Goal: Leave out the pictures and set down exactly the lines from the start of the listing through the one with "const devs = [4, 3, 3, 2, 1, 5, 3, 1, 2, 2];", both included.

Source material:
===============

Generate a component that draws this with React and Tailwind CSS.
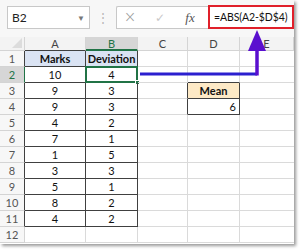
import React from "react";

const colW = ["w-[25px]", "w-[61px]", "w-[52px]", "w-[50px]", "w-[52px]", "flex-1"];

const marks = [10, 9, 9, 4, 7, 1, 3, 5, 8, 4];
const devs = [4, 3, 3, 2, 1, 5, 3, 1, 2, 2];

function HeaderRow() {
  const letters = ["A", "B", "C", "D", "E"];
  return (
    <div className="flex h-[14px] shrink-0">
      <div className="w-[25px] border-r border-b border-[#d4d4d4] bg-[#f3f3f3] relative">
        <div className="absolute right-[2px] bottom-[2px] w-0 h-0 border-l-[10px] border-l-transparent border-b-[10px] border-b-[#dcdcdc]" />
      </div>
      {letters.map((l, i) => {
        const sel = l === "B";
        const edge = l === "A" ? "border-b-[#404040]" : sel ? "border-b-[#217346] border-b-2" : "border-b-[#d4d4d4]";
        return (
          <div
            key={l}
            className={`${colW[i + 1]} flex items-center justify-center border-r border-b border-r-[#d4d4d4] ${edge} ${
              sel ? "bg-[#d6d6d6] text-[#217346]" : "bg-[#f3f3f3] text-[#444]"
            } text-[11px] leading-none`}
          >
            {l}
          </div>
        );
      })}
    </div>
  );
}

function Cell({ w, className = "", children }) {
  return <div className={`${w} relative flex items-center justify-center border-r border-b ${className}`}>{children}</div>;
}

function Row({ n }) {
  const inTable = n >= 1 && n <= 11;
  const sel = n === 2;
  const rowHdr = sel
    ? "bg-[#d6d6d6] text-[#217346] border-b-[#d4d4d4] border-r-[#217346]"
    : `bg-[#f7f7f7] text-[#555] border-b-[#d4d4d4] ${inTable ? "border-r-[#404040]" : "border-r-[#d4d4d4]"}`;
  const grid = "border-[#dadada]";
  const dark = "border-[#404040]";
  const headCell = n === 1 ? "bg-[#dae3f3] font-bold" : "";

  let a = "";
  let b = "";
  if (n === 1) {
    a = "Marks";
    b = "Deviation";
  } else if (inTable) {
    a = marks[n - 2];
    b = devs[n - 2];
  }

  let cBorder = grid;
  if (n === 3 || n === 4) cBorder = "border-b-[#dadada] border-r-[#404040]";
  let dBorder = grid;
  let dExtra = "";
  let dText = "";
  if (n === 2) dBorder = "border-r-[#dadada] border-b-[#404040]";
  if (n === 3) {
    dBorder = dark;
    dExtra = "bg-[#fde9c6] font-bold";
    dText = "Mean";
  }
  if (n === 4) {
    dBorder = dark;
    dExtra = "justify-end pr-[3px]";
    dText = "6";
  }

  return (
    <div className="flex h-[16px] shrink-0 text-[11px] text-[#111] leading-none">
      <Cell w={colW[0]} className={`${rowHdr} text-[11px]`}>
        {n}
      </Cell>
      <Cell w={colW[1]} className={`${inTable ? dark : grid} ${headCell}`}>
        {a}
      </Cell>
      <Cell w={colW[2]} className={`${inTable ? dark : grid} ${headCell}`}>
        {b}
        {sel && (
          <>
            <div className="absolute -left-px -top-px -right-px -bottom-px border-2 border-[#217346]" />
            <div className="absolute -right-[3px] -bottom-[3px] w-[5px] h-[5px] bg-[#217346] border border-white" />
          </>
        )}
      </Cell>
      <Cell w={colW[3]} className={cBorder} />
      <Cell w={colW[4]} className={`${dBorder} ${dExtra}`}>
        {dText}
      </Cell>
      <Cell w={colW[5]} className={`${grid} border-r-0`} />
    </div>
  );
}

export default function App() {
  return (
    <div className="relative w-[300px] h-[250px] bg-white overflow-hidden font-['Lato','Liberation_Sans',sans-serif]">
      <div className="w-[294px] h-[244px] bg-white flex flex-col overflow-hidden shadow-[2px_2px_3px_rgba(0,0,0,0.4)]">
        {/* formula bar */}
        <div className="h-[37px] shrink-0 bg-[#f7f7f7] flex items-start pt-[6px] pl-[7px]">
          <div className="w-[83px] h-[23px] bg-white border border-[#c8c8c8] flex items-center pl-[4px] pr-[4px] justify-between">
            <span className="text-[12px] text-[#222]">B2</span>
            <span className="text-[8px] text-[#777]">▼</span>
          </div>
          <div className="w-[26px] h-[23px] flex items-center justify-center text-[12px] text-[#b5b5b5]">⋮</div>
          <div className="flex-1 h-[23px] bg-white border border-[#c8c8c8] border-r-0 rounded-tl-[2px] flex items-center">
            <span className="w-[26px] text-center text-[15px] text-[#9a9a9a] font-['DejaVu_Sans'] font-light">×</span>
            <span className="w-[34px] text-center text-[12px] text-[#c8c8c8] font-['DejaVu_Sans']">✓</span>
            <span className="w-[26px] text-center text-[13px] text-[#555] italic font-['Liberation_Serif']">fx</span>
            <span className="pl-[11px] text-[10.5px] tracking-[-0.1px] text-[#111] whitespace-nowrap">=ABS(A2-$D$4)</span>
          </div>
        </div>
        <HeaderRow />
        {Array.from({ length: 12 }, (_, i) => (
          <Row key={i} n={i + 1} />
        ))}
      </div>

      {/* red highlight around formula */}
      <div className="absolute left-[208px] top-[5px] w-[86px] h-[24px] border-2 border-[#e0202a]" />

      {/* arrow from B2 to formula */}
      <svg className="absolute left-0 top-0" width="300" height="250" viewBox="0 0 300 250">
        <path d="M140 74 H257" stroke="#2b1fcf" strokeWidth="3" fill="none" />
        <path d="M257 75.5 V49" stroke="#5a0fcf" strokeWidth="3.5" fill="none" />
        <polygon points="248,51 266,51 257,30" fill="#5a0fcf" />
      </svg>
    </div>
  );
}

===============

In response:
Generate a component that draws this with React and Tailwind CSS.
import React from "react";

const colW = ["w-[25px]", "w-[61px]", "w-[52px]", "w-[50px]", "w-[52px]", "flex-1"];

const marks = [10, 9, 9, 4, 7, 1, 3, 5, 8, 4];
const devs = [4, 3, 3, 2, 1, 5, 3, 1, 2, 2];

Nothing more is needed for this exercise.